At this time, DOL has not announced an exception to the physical posting requirements for PERM recruitment.
Question 4. What might our company’s salary obligations be if our H-1B, H-1B1, and E-3 workers are unable to work or are placed on leave due to a company-wide quarantine or worksite closure?
In the event of a company-wide quarantine or worksite closure that affects all employees, the employer would generally be required to continue to pay the salary of H-1B, H-1B1, and E-3 employees. Payment may not be required if a worker is unable to work due to personal illness or voluntary absence. In these circumstances, H-1B, H-1B1, and E-3 workers may be able to utilize standard company leave benefits offered to the company’s U.S. workforce. Employers may want to carefully consider the relevant state and federal laws before taking action.

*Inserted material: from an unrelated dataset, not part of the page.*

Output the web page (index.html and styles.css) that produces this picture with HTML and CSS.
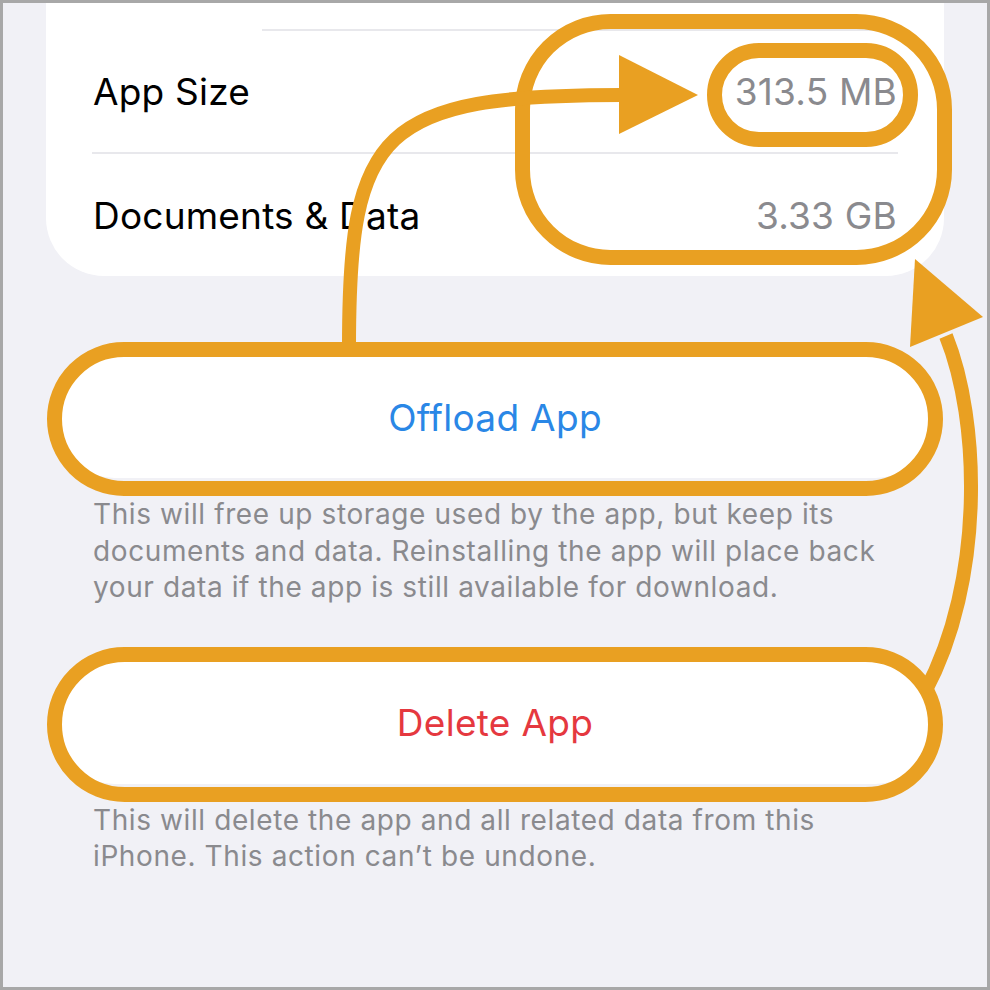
FILE: index.html
```html
<!DOCTYPE html>
<html lang="en">
<head>
    <meta charset="UTF-8">
    <meta name="viewport" content="width=device-width, initial-scale=1.0">
    <title>App Storage</title>
    <link rel="stylesheet" href="styles.css">
</head>
<body>
    <div class="frame">
        <div class="card">
            <div class="card-top"></div>
            <div class="separator separator-wide"></div>
            <div class="row">
                <span class="label">App Size</span>
                <span class="value">313.5 MB</span>
            </div>
            <div class="separator"></div>
            <div class="row">
                <span class="label">Documents &amp; Data</span>
                <span class="value">3.33 GB</span>
            </div>
        </div>

        <button class="action offload">Offload App</button>
        <p class="footnote">This will free up storage used by the app, but keep its documents and data. Reinstalling the app will place back your data if the app is still available for download.</p>

        <button class="action delete">Delete App</button>
        <p class="footnote">This will delete the app and all related data from this iPhone. This action can’t be undone.</p>
    </div>

    <!-- annotation marks drawn over the screenshot -->
    <svg class="marks" width="990" height="990" viewBox="0 0 990 990">
        <g fill="none" stroke="#e9a022" stroke-width="15">
            <rect x="522.5" y="21.5" width="422" height="236" rx="88"/>
            <rect x="714.5" y="50.5" width="196" height="89" rx="44.5"/>
            <rect x="54.5" y="349.5" width="881" height="139" rx="69.5"/>
            <rect x="54.5" y="654.5" width="881" height="140" rx="70"/>
        </g>
        <g fill="none" stroke="#e9a022" stroke-width="14">
            <path d="M 349 346 C 349 130 380 95 622 95"/>
            <path d="M 925 692 C 985 580 980 420 946 336"/>
        </g>
        <g fill="#e9a022">
            <polygon points="619,55 619,134 698,95"/>
            <polygon points="915,259 983,317 910,347"/>
        </g>
    </svg>
</body>
</html>
```

FILE: styles.css
```css
body {
    margin: 0;
    padding: 0;
    position: relative;
    font-family: Inter, "Noto Sans", sans-serif;
    background-color: #f2f2f7;
}

.frame {
    width: 990px;
    height: 990px;
    box-sizing: border-box;
    border: 3px solid #a8a8a8;
    background-color: #f1f1f6;
    overflow: hidden;
}

.card {
    margin-left: 43px;
    width: 898px;
    background: #fff;
    border-radius: 0 0 58px 58px;
}

.card-top {
    height: 26px;
}

.separator {
    height: 2px;
    margin: 0 46px;
    background-color: #e8e8ec;
}

.separator-wide {
    margin-left: 216px;
}

.row {
    height: 121px;
    padding: 0 47px;
    display: flex;
    align-items: center;
    justify-content: space-between;
    font-size: 37px;
    letter-spacing: 0.2px;
}

.row:last-child {
    height: 122px;
}

.label {
    color: #000;
}

.value {
    color: #8a8a8e;
}

.action {
    display: block;
    margin: 80px 0 0 51px;
    width: 882px;
    height: 122px;
    border: none;
    border-radius: 61px;
    background: #fff;
    font-family: Inter, "Noto Sans", sans-serif;
    font-size: 37px;
    letter-spacing: 0.3px;
    padding: 0;
}

.offload {
    color: #2a87e6;
}

.delete {
    margin-top: 56px;
    color: #e5383f;
}

.footnote {
    margin: 0;
    padding: 18px 90px 0 90px;
    font-size: 28px;
    line-height: 36.5px;
    letter-spacing: 0.6px;
    color: #8a8a8e;
}

.marks {
    position: absolute;
    top: 0;
    left: 0;
}
```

Question 5. Does a temporary work-from-home policy present any issues for F-1 employees?
The Student and Exchange Visitor Program has encouraged F-1 students to utilize telework options provided by employers. F-1 workers may want to consider discussing any changes to employment conditions with their universities, including worksite changes and derivation of hours. F-1 workers are able to document adaptations to their work conditions through their universities to the Department of Homeland Security.
Question 6. May foreign students remain in the United States and enroll in degree programs if their universities closes their campuses and/or cease in-person instruction?

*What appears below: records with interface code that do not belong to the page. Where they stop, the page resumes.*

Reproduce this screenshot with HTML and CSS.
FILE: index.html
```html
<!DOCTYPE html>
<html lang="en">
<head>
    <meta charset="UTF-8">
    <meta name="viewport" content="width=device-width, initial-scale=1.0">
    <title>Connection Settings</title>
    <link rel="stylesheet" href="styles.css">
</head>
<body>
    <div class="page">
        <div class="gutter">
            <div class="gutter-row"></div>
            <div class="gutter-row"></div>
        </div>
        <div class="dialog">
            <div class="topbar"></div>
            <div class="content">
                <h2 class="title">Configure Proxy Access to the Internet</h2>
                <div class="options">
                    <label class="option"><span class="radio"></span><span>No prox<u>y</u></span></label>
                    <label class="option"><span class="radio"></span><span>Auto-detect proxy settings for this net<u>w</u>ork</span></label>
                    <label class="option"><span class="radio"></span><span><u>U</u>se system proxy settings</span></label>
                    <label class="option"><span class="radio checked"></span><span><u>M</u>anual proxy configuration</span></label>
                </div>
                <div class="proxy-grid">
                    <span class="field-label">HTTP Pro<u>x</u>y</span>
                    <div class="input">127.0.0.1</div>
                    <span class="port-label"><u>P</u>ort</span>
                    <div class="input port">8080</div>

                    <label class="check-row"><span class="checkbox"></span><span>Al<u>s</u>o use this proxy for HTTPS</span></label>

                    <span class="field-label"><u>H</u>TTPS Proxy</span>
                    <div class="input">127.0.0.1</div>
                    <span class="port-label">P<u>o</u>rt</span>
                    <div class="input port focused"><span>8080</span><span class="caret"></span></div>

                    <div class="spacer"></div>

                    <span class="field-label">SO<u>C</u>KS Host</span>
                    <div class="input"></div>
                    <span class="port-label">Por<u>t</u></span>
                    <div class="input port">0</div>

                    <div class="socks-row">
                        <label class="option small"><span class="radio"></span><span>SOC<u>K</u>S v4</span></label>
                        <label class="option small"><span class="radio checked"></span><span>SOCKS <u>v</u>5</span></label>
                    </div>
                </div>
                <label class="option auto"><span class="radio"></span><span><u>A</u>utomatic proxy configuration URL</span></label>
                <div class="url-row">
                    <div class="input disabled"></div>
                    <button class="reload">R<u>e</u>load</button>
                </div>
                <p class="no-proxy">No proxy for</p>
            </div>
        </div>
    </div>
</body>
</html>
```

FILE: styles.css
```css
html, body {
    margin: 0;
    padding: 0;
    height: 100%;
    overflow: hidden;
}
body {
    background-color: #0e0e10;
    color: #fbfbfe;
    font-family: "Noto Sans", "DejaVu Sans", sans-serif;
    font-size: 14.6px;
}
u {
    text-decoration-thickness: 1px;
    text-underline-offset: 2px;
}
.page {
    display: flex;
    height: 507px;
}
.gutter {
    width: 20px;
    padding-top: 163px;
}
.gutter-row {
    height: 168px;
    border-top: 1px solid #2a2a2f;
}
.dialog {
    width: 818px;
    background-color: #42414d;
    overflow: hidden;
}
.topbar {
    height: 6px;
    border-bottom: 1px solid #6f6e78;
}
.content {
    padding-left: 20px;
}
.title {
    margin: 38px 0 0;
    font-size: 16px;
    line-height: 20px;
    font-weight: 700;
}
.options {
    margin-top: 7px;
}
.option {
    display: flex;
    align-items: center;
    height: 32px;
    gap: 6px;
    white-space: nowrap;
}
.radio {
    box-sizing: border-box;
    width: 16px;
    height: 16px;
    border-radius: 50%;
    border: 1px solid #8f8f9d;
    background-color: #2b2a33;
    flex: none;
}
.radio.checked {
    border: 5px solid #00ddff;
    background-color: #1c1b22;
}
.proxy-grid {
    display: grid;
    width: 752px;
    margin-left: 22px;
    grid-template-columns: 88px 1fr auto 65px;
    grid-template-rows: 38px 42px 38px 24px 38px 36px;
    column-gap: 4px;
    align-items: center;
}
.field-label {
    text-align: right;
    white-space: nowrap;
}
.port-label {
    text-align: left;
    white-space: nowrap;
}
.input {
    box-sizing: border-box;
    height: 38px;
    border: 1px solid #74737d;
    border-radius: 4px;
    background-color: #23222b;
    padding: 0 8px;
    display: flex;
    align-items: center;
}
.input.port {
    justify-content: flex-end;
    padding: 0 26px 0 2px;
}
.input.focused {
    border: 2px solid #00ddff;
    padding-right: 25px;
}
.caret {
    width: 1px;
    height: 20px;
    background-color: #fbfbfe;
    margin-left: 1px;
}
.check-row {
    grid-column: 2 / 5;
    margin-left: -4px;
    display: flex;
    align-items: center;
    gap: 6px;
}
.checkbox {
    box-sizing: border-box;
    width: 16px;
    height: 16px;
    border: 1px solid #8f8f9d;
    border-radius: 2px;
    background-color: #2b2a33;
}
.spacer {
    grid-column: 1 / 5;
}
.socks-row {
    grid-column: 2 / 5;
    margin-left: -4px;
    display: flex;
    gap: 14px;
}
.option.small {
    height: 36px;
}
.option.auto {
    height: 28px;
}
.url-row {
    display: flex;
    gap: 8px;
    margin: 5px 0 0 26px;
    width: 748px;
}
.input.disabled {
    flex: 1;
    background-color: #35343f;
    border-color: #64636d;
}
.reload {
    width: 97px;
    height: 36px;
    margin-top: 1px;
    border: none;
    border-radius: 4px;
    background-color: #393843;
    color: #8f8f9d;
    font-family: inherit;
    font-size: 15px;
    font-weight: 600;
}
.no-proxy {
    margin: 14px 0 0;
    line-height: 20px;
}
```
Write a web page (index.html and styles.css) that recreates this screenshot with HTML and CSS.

DHS has implemented temporary measures that allow foreign students to remain in status in the United States and actively enrolled even if their universities close or move to online instruction. Foreign students should remain in close conversation with their Designated School Official regarding their ability to participate in temporary online instruction.

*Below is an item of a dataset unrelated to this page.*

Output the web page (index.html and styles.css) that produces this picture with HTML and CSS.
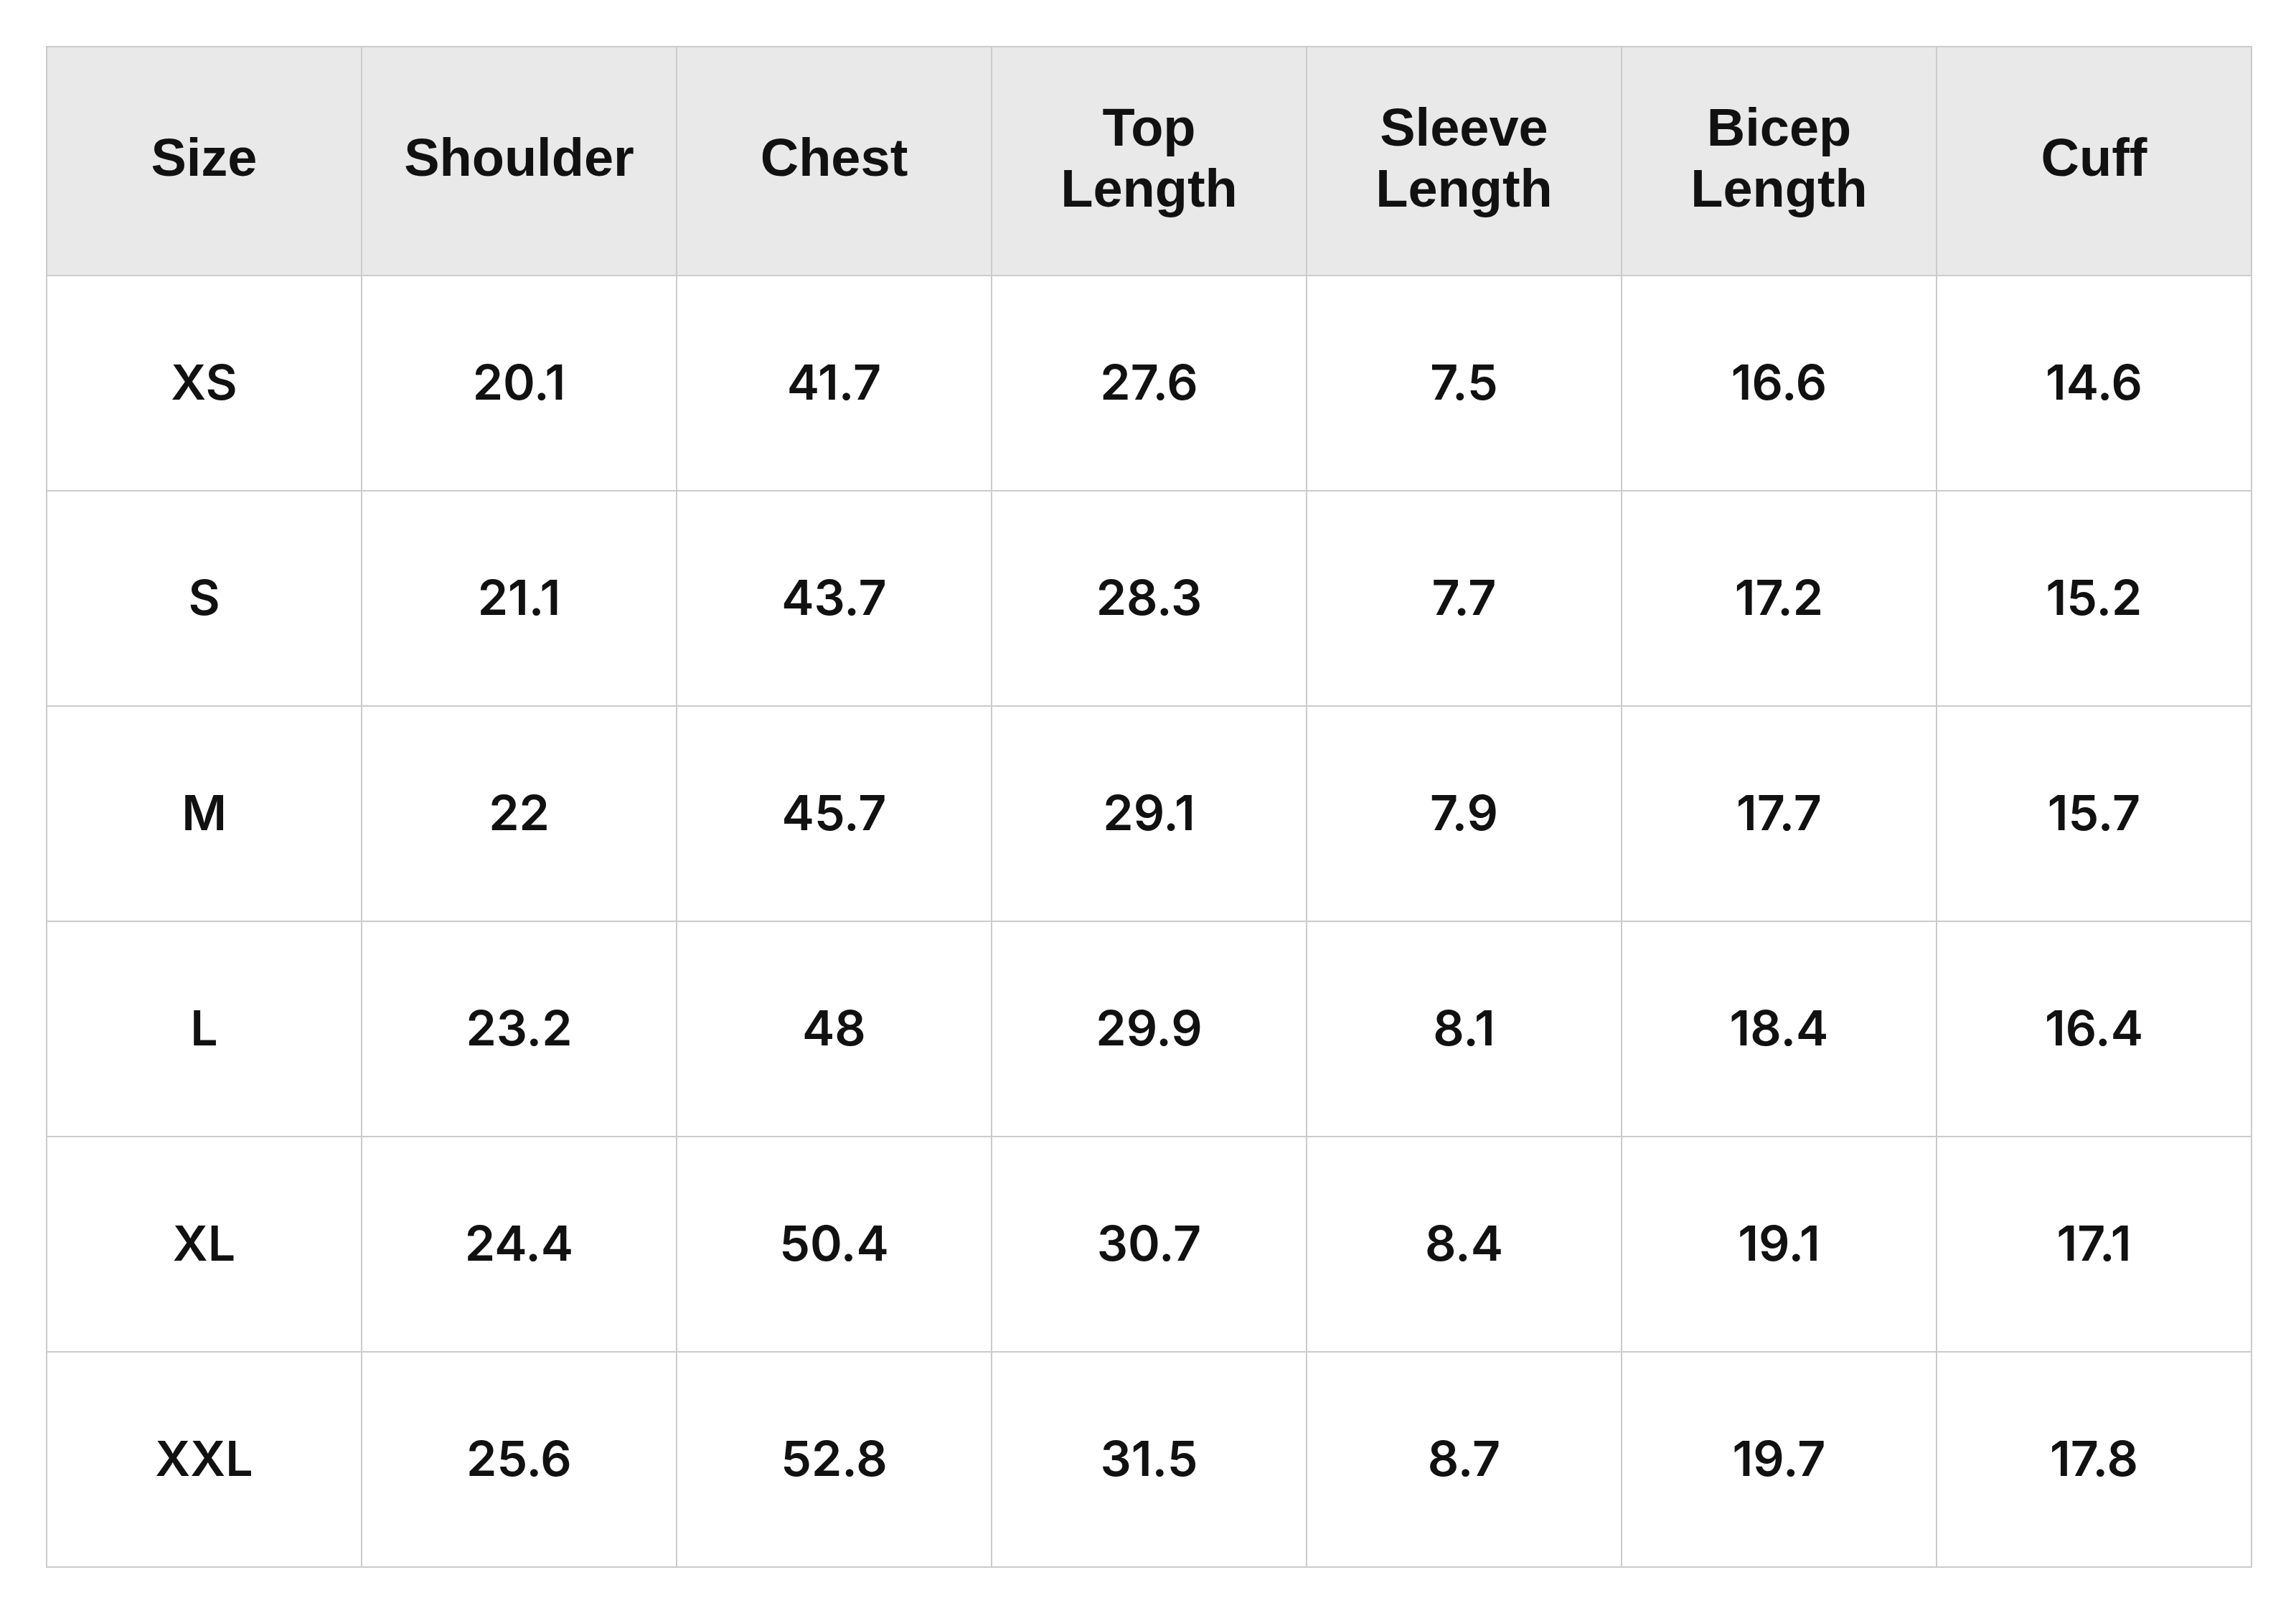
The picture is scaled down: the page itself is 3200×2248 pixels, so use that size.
FILE: index.html
```html
<!DOCTYPE html>
<html lang="en">
<head>
<meta charset="utf-8">
<title>Size Chart</title>
<link rel="stylesheet" href="styles.css">
</head>
<body>
<table class="size-table">
  <thead>
    <tr>
      <th>Size</th>
      <th>Shoulder</th>
      <th>Chest</th>
      <th>Top<br>Length</th>
      <th>Sleeve<br>Length</th>
      <th>Bicep<br>Length</th>
      <th>Cuff</th>
    </tr>
  </thead>
  <tbody>
    <tr><td>XS</td><td>20.1</td><td>41.7</td><td>27.6</td><td>7.5</td><td>16.6</td><td>14.6</td></tr>
    <tr><td>S</td><td>21.1</td><td>43.7</td><td>28.3</td><td>7.7</td><td>17.2</td><td>15.2</td></tr>
    <tr><td>M</td><td>22</td><td>45.7</td><td>29.1</td><td>7.9</td><td>17.7</td><td>15.7</td></tr>
    <tr><td>L</td><td>23.2</td><td>48</td><td>29.9</td><td>8.1</td><td>18.4</td><td>16.4</td></tr>
    <tr><td>XL</td><td>24.4</td><td>50.4</td><td>30.7</td><td>8.4</td><td>19.1</td><td>17.1</td></tr>
    <tr><td>XXL</td><td>25.6</td><td>52.8</td><td>31.5</td><td>8.7</td><td>19.7</td><td>17.8</td></tr>
  </tbody>
</table>
</body>
</html>
```

FILE: styles.css
```css
html, body {
  margin: 0;
  padding: 0;
  background: #ffffff;
}

body {
  padding: 64px 0 0 64px;
}

.size-table {
  border-collapse: collapse;
  table-layout: fixed;
  width: 3075px;
  color: #111111;
}

.size-table th,
.size-table td {
  border: 2px solid #cbcbcb;
  text-align: center;
  vertical-align: middle;
  padding: 0;
}

.size-table th {
  background: #e9e9e9;
  height: 307px;
  padding-bottom: 10px;
  font-family: "Liberation Sans", Arial, sans-serif;
  font-weight: 700;
  font-size: 74px;
  line-height: 85px;
}

.size-table td {
  height: 295px;
  padding-bottom: 3px;
  font-family: Inter, "Noto Sans", sans-serif;
  font-weight: 600;
  font-size: 68px;
  line-height: 1.2;
}
```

Additionally, foreign students who have departed the United States may be able to participate in online classes and keep their SEVIS record active. Students should discuss these accommodations directly with their universities.
Question 6. What are some options for remote employment of other foreign employees?
Generally, remote work and changes in worksites are allowed for other foreign national employees. Employers may want to carefully consider proposed changes to ensure compliance with immigration regulations.
Question 7. Can foreign workers still travel internationally to renew their status?
As discussed above, travel limitations, both inbound to the United States and other countries, change daily. Additionally, U.S. embassy operations may have limited staffing and consular services are subject to suspension without advance warning.
Employers may want to review the timelines of any upcoming immigration renewals generally handled through international travel and consider alternative options for employees.
Question 8. What are our options if a foreign national employee is outside the United States and unable to return at this time?
Remote work options may be available. Employers may want to confirm that the laws of the host country allow this employment arrangement. Additionally, employers may want to review the tax implications of such a work arrangement.
Question 9. What options exist for complying with Form I-9 obligations if our office is closed or if employees are unable to appear in person?
As of March 13, 2020, employers are required to comply with all Form I-9 and E-Verify requirements and employers must continue to verify employment authorization at the time of hire. USCIS allows an employer to designate an authorized representative, such as a personnel officer, agent, or notary public, to fill out a Form I-9 on the company’s behalf. USCIS requires that the authorized representative physically examine each document while in the presence of the employee. Reviewing or examining documents via webcam is currently prohibited.
Ogletree Deakins’ Immigration Practice Group will continue to monitor developments with respect to the policy changes and will post updates on our immigration blog and the firm’s Coronavirus (COVID-19) Resource Center as additional information becomes available.